Maria Margarita Morta Dias and Georgina Cinta in Juarez (Alana Semuels / The Atlantic)

When NAFTA was ratified 1995, it opened the potential for companies to open factories anywhere in Mexico and still avoid tariffs, said Tony Payan, the director of the Mexico Center at Rice University. Regions across Mexico built up their roads, their airports, and their railways, and foreign companies began to realize that they could locate their factories throughout much of Mexico just as easily as they could on the border.  

That’s led to downward pressure on wages. Indeed, while workers in countries such as China, Brazil, and Russia have seen wage increases in recent years, Mexican workers have seen almost no change. In 2011, hourly wages in China surpassed those in Mexico; now they’re 40 percent higher, according to Bank of America Merrill Lynch.

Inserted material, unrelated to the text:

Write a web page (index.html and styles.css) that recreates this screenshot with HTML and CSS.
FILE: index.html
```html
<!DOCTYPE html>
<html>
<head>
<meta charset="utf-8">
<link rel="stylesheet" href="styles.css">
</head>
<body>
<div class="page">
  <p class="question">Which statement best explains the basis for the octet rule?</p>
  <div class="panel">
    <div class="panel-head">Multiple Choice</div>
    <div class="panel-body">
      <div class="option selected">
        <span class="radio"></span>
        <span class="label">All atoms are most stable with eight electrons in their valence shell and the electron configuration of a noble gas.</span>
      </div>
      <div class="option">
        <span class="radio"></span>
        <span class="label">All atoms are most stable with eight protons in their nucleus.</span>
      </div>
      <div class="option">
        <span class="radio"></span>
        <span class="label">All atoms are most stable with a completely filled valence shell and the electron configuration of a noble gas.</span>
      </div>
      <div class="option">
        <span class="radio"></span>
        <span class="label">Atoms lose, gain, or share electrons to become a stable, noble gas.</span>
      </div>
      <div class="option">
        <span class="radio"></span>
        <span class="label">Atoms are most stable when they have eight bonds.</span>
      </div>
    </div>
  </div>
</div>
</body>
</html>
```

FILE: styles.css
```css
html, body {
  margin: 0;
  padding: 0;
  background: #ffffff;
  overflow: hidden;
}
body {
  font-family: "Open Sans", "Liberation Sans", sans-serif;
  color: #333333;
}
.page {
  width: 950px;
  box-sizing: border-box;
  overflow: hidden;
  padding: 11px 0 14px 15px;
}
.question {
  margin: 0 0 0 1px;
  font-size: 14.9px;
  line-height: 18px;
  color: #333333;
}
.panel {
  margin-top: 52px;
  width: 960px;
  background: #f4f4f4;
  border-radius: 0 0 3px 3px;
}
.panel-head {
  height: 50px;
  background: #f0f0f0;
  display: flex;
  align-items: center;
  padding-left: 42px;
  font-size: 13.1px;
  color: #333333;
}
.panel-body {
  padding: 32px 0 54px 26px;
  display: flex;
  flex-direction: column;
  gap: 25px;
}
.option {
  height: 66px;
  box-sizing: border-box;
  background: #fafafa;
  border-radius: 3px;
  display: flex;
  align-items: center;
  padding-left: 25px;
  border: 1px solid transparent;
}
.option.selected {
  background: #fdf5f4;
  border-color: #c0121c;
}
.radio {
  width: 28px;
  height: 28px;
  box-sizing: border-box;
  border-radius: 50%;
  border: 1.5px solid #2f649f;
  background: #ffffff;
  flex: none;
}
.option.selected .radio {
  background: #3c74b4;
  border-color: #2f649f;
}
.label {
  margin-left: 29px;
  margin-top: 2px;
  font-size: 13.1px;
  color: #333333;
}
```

The Juarez workers have suffered the most as factories there competed with others throughout Mexico for business. The average monthly wage for production workers in Juarez was $422 a month in December of 2014, compared to $582 a month for all Mexican workers, according to a report from the Hunt Institute for Economic Competitiveness at the University of Texas at El Paso. But, while the wage for Juarez production workers was the lowest out of all the regions surveyed, the wage for managers was the highest, at $2,238 a month, compared to $2,045 for all Mexico, the Hunt Institute found.


Average Monthly Wages at Export-Oriented Manufacturing Firms in Juarez by Region, in U.S. Dollars


The wage disparity is likely because many managers in the Juarez maquiladoras live in El Paso, and thus require higher salaries, and also because factories needed to pay a premium to attract managers during a violent period between 2008 and 2011, when tens of thousands of people in the region were killed, said Patrick Schaefer, the director of the Hunt Institute. In addition, the Juarez/El Paso region, called Paseo del Norte, is traditionally a magnet for migrants from Mexico and Central America who are heading north for a better life, creating a pool of low-skilled workers who compete for manufacturing jobs.

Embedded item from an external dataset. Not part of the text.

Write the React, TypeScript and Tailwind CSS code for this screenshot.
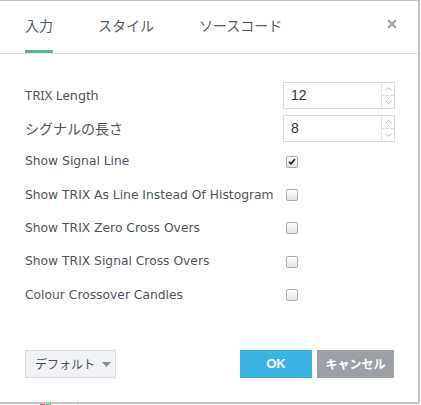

“These are products produced by people who are a couple steps above wage slavery,” said Kathy Staudt, a professor at the University of Texas at El Paso who has worked with a binational workers group, the Social Justice Education Forum, which is advocating for the striking workers. “It should bother people who have a conscience, but I think too many people don’t care.”

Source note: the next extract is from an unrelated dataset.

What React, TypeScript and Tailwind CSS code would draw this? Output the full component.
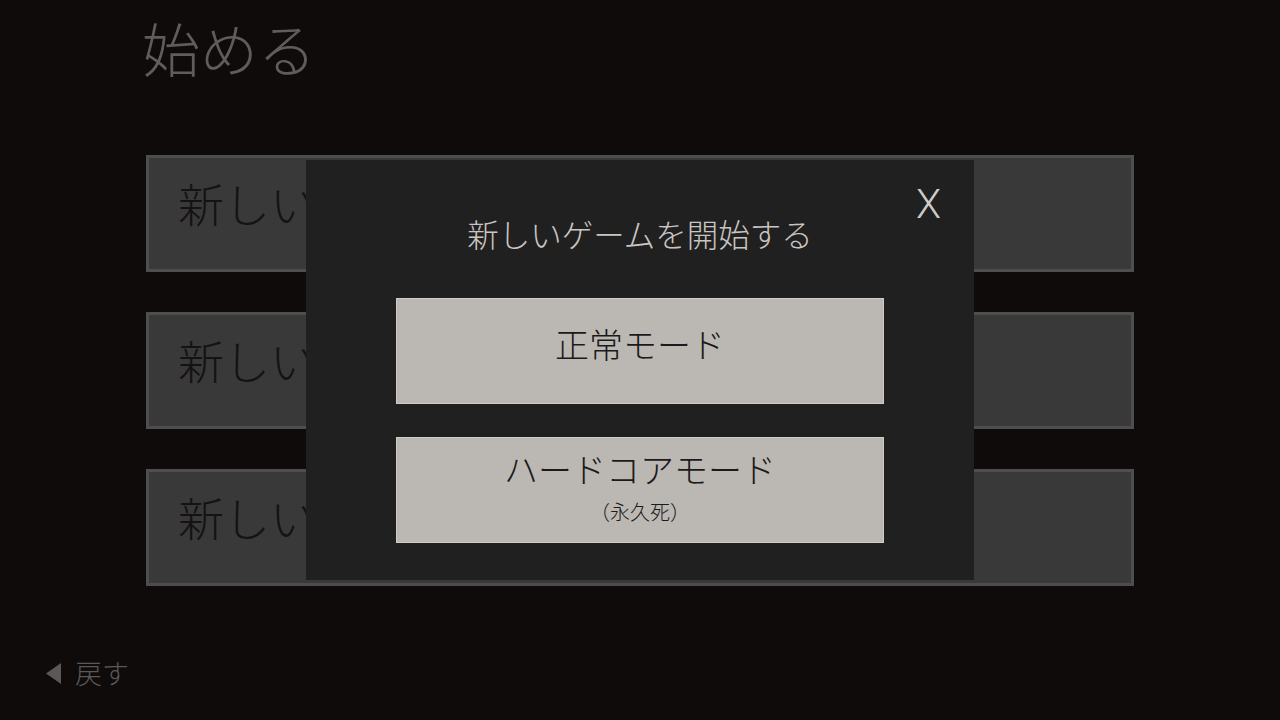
const font = { fontFamily: '"Noto Sans CJK JP", "Noto Sans", sans-serif' };

function SaveSlot() {
  return (
    <div className="h-[117px] border-[3px] border-[#4f4e4e] bg-[#3a3939] pl-[29px] pt-[14px]">
      <span className="text-[46px] font-light leading-[60px] text-[#141313]">新しいゲーム</span>
    </div>
  );
}

function ModeButton({ label, note }: { label: string; note?: string }) {
  return (
    <button
      className={
        note
          ? "flex h-[106px] w-[488px] flex-col items-center justify-center border border-[#cfccc7] bg-[#bbb8b3] pb-[7px] text-[#1b1a1a]"
          : "flex h-[106px] w-[488px] flex-col items-center justify-center border border-[#cfccc7] bg-[#bbb8b3] pb-[14px] text-[#1b1a1a]"
      }
    >
      <span className="text-[34px] font-light leading-[44px]">{label}</span>
      {note && <span className="mt-[7px] text-[20px] font-light leading-[28px]">{note}</span>}
    </button>
  );
}

export default function App() {
  return (
    <div className="relative h-[720px] w-[1280px] overflow-hidden bg-[#0f0b0b]" style={font}>
      <h1 className="pl-[142px] pt-[10px] text-[58px] font-light leading-[74px] text-[#5f5d5c]">始める</h1>

      <div className="ml-[146px] mt-[71px] flex w-[988px] flex-col gap-[40px]">
        <SaveSlot />
        <SaveSlot />
        <SaveSlot />
      </div>

      <div className="absolute bottom-[30px] left-[46px] flex items-center gap-[14px] text-[#5a5858]">
        <svg width="15" height="21" viewBox="0 0 15 21">
          <path d="M15 0 L0 10.5 L15 21 Z" fill="currentColor" />
        </svg>
        <span className="text-[27px] font-light leading-[34px]">戻す</span>
      </div>

      {/* new game dialog */}
      <div className="absolute left-[306px] top-[160px] flex h-[420px] w-[668px] flex-col items-center bg-[#212021]">
        <span
          className="absolute right-[33px] top-[20px] text-[41px] font-light leading-[48px] text-[#cfccc8]"
          style={{ fontFamily: '"Roboto", "Liberation Sans", sans-serif' }}
        >
          X
        </span>
        <h2 className="mt-[51px] text-[31.5px] font-light leading-[44px] text-[#c9c5c1]">新しいゲームを開始する</h2>
        <div className="mt-[43px] flex flex-col gap-[33px]">
          <ModeButton label="正常モード" />
          <ModeButton label="ハードコアモード" note="（永久死）" />
        </div>
      </div>
    </div>
  );
}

The Lexmark workers decided to try and form a union because they wanted better working conditions. Blanca Estella Moya, for example, was responsible for putting metal parts in a plastic cartridge, a job that made her wrists sore and caused tendonitis, according to Terrazas. The machine she worked with constantly broke, she says, and supervisors were unsympathetic, expecting her to continue to produce 1,700 parts a day, even with a broken machine. The workers called one manager “The Dog” because of his record of sexual harassment, according to Terrazas.

Blanca Estella Moya (Alana Semuels / The Atlantic)

When coworkers asked Moya if she wanted to join a group advocating for better working conditions, she said she was interested. Her husband works in construction, and together they make about 28,000 pesos a month—about $1,500 dollars. Families in Juarez need about 58,000 a month in order to buy the basics to survive, Terrazas, the lawyer, says. Moya has five children, three of whom live with her, and she also provides for her grandson. Her family often needs to get loans just to pay the rent, and, like many other families working at the maquiladoras, they steal electricity and water because they can’t afford to pay for it.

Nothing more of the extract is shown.